Pub Date: June 17th, 2005
ISBN: 0-06-079757-6
Publisher: Ecco/HarperCollins

The British author (Behindlings, 2002, etc.) riffs amusingly on a recent historical incident.

On September 5, 2003, American “illusionist” (i.e., magician) David Blaine spent 44 days in a clear plastic (Perspex) box suspended over the Thames River near London’s Tower Bridge. Blaine emerged from his self-imposed ordeal (during which he ingested nothing but water) 50 pounds lighter, and possessed of a paradoxical celebrity. Here, Barker considers possible motives for his stunt (homage to Holocaust victims, protest against mass consumerism), while sketching the varied reactions of the “community” of spectators that forms nearby, and comments—often in quite vitriolic terms—on the American intruder’s action (or, more properly, inaction). No real conclusions are drawn by Barker’s diffident narrator, Adair MacKenny, a minor clerk at the London Assembly Building. But we hear rather more from his Ghanaian flatmate Solomon (who has made a career out of absorbing and debating British pop culture), Solomon’s sweetheart Jalisa (who notes “hunger-artist” Blaine’s intellectual debt to filmmaker Werner Herzog as well as Kafka) and Adair’s putative girlfriend Aphra, whose obsession with collecting shoes seems scarcely less bizarre than the overhead spectacle observers have dubbed “Above the Below.” In this sixth outing, Barker eschews plot, offering instead excited commentary vitiated by deliberate redundancy, hectoring addresses to the reader, aggressive overpunctuation and lots of blank space on the page.

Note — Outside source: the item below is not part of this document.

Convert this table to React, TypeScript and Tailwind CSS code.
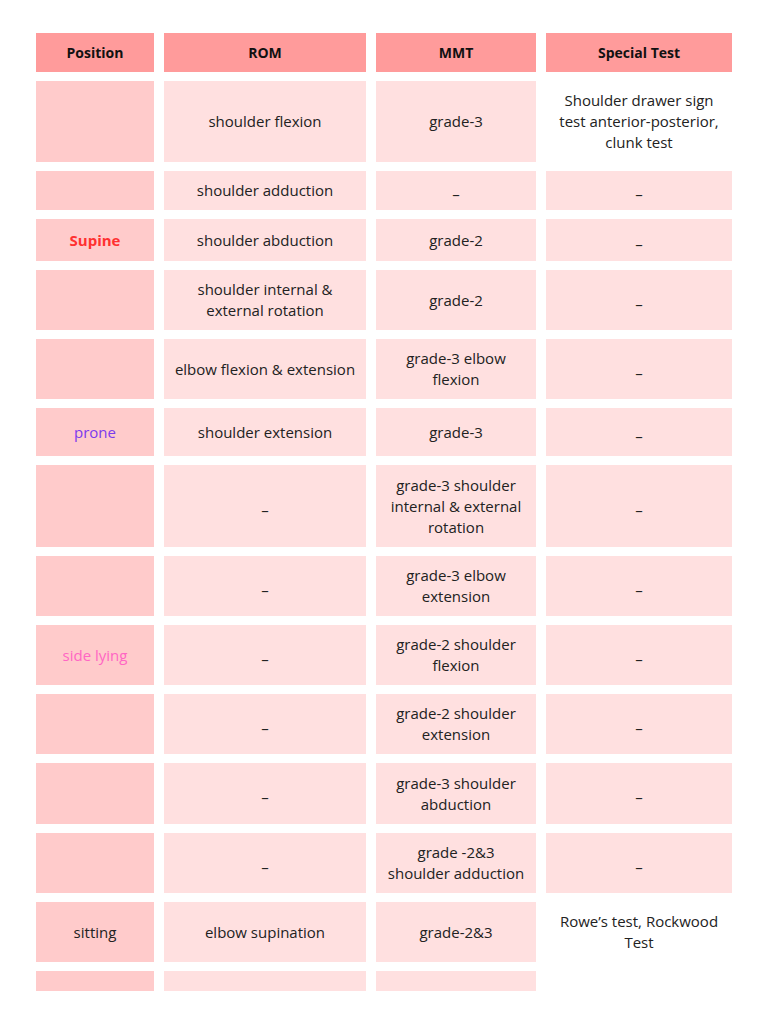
import type { ReactNode } from "react";

type Row = {
  h: string;
  position?: { text: string; cls: string };
  rom: ReactNode;
  mmt: ReactNode;
  special: ReactNode;
  plainSpecial?: boolean;
};

const rows: Row[] = [
  {
    h: "h-[81px]",
    rom: "shoulder flexion",
    mmt: "grade-3",
    special: "Shoulder drawer sign test anterior-posterior, clunk test",
    plainSpecial: true,
  },
  { h: "h-[39px]", rom: "shoulder adduction", mmt: "–", special: "–" },
  {
    h: "h-[42px]",
    position: { text: "Supine", cls: "font-bold text-[#ff3131]" },
    rom: "shoulder abduction",
    mmt: "grade-2",
    special: "–",
  },
  { h: "h-[60px]", rom: "shoulder internal & external rotation", mmt: "grade-2", special: "–" },
  { h: "h-[60px]", rom: "elbow flexion & extension", mmt: "grade-3 elbow flexion", special: "–" },
  {
    h: "h-[48px]",
    position: { text: "prone", cls: "text-[#7c3aed]" },
    rom: "shoulder extension",
    mmt: "grade-3",
    special: "–",
  },
  { h: "h-[82px]", rom: "–", mmt: "grade-3 shoulder internal & external rotation", special: "–" },
  { h: "h-[60px]", rom: "–", mmt: "grade-3 elbow extension", special: "–" },
  {
    h: "h-[60px]",
    position: { text: "side lying", cls: "text-[#ff66c4]" },
    rom: "–",
    mmt: "grade-2 shoulder flexion",
    special: "–",
  },
  { h: "h-[60px]", rom: "–", mmt: "grade-2 shoulder extension", special: "–" },
  { h: "h-[61px]", rom: "–", mmt: "grade-3 shoulder abduction", special: "–" },
  {
    h: "h-[60px]",
    rom: "–",
    mmt: (
      <>
        grade -2&3
        <br />
        shoulder adduction
      </>
    ),
    special: "–",
  },
  {
    h: "h-[60px]",
    position: { text: "sitting", cls: "text-[#222]" },
    rom: "elbow supination",
    mmt: "grade-2&3",
    special: "Rowe’s test, Rockwood Test",
    plainSpecial: true,
  },
];

function Cell({ children, className }: { children?: ReactNode; className: string }) {
  return (
    <div
      className={`flex items-center justify-center px-2 text-center text-[15px] leading-[21px] text-[#222] ${className}`}
    >
      {children === "–" ? <span className="inline-block translate-y-[4px]">–</span> : children}
    </div>
  );
}

export default function App() {
  return (
    <div
      className="min-h-[1024px] w-[768px] bg-white pl-[36px] pt-[33px]"
      style={{ fontFamily: '"Open Sans", "Liberation Sans", sans-serif' }}
    >
      <div className="flex flex-col gap-[9px]">
        <div className="grid h-[39px] grid-cols-[118px_202px_160px_186px] gap-x-[10px]">
          {["Position", "ROM", "MMT", "Special Test"].map((title) => (
            <Cell key={title} className="bg-[#ff9b9b] !text-[14px] font-bold !text-[#111]">
              {title}
            </Cell>
          ))}
        </div>

        {rows.map((row, i) => (
          <div key={i} className={`grid grid-cols-[118px_202px_160px_186px] gap-x-[10px] ${row.h}`}>
            <Cell className="bg-[#ffcbcb]">
              {row.position && <span className={row.position.cls}>{row.position.text}</span>}
            </Cell>
            <Cell className="bg-[#ffe0e0]">{row.rom}</Cell>
            <Cell className="bg-[#ffe0e0]">{row.mmt}</Cell>
            <Cell className={row.plainSpecial ? "bg-white" : "bg-[#ffe0e0]"}>{row.special}</Cell>
          </div>
        ))}

        <div className="grid h-[20px] grid-cols-[118px_202px_160px_186px] gap-x-[10px]">
          <Cell className="bg-[#ffcbcb]" />
          <Cell className="bg-[#ffe0e0]" />
          <Cell className="bg-[#ffe0e0]" />
          <Cell className="bg-white" />
        </div>
      </div>
    </div>
  );
}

Add to this the author’s refusal to develop any of her characters, and there really isn’t much more to this than one character’s banal summary declaration that Blaine is “like a mirror in which people can see the very best and worst of themselves. That’s the simple genius of what he’s doing.” Perhaps Clear is a magic act—because this essentially empty novel was long-listed for the 2004 Booker Prize.

Kudos to Barker for pulling that off. The novel itself is another story.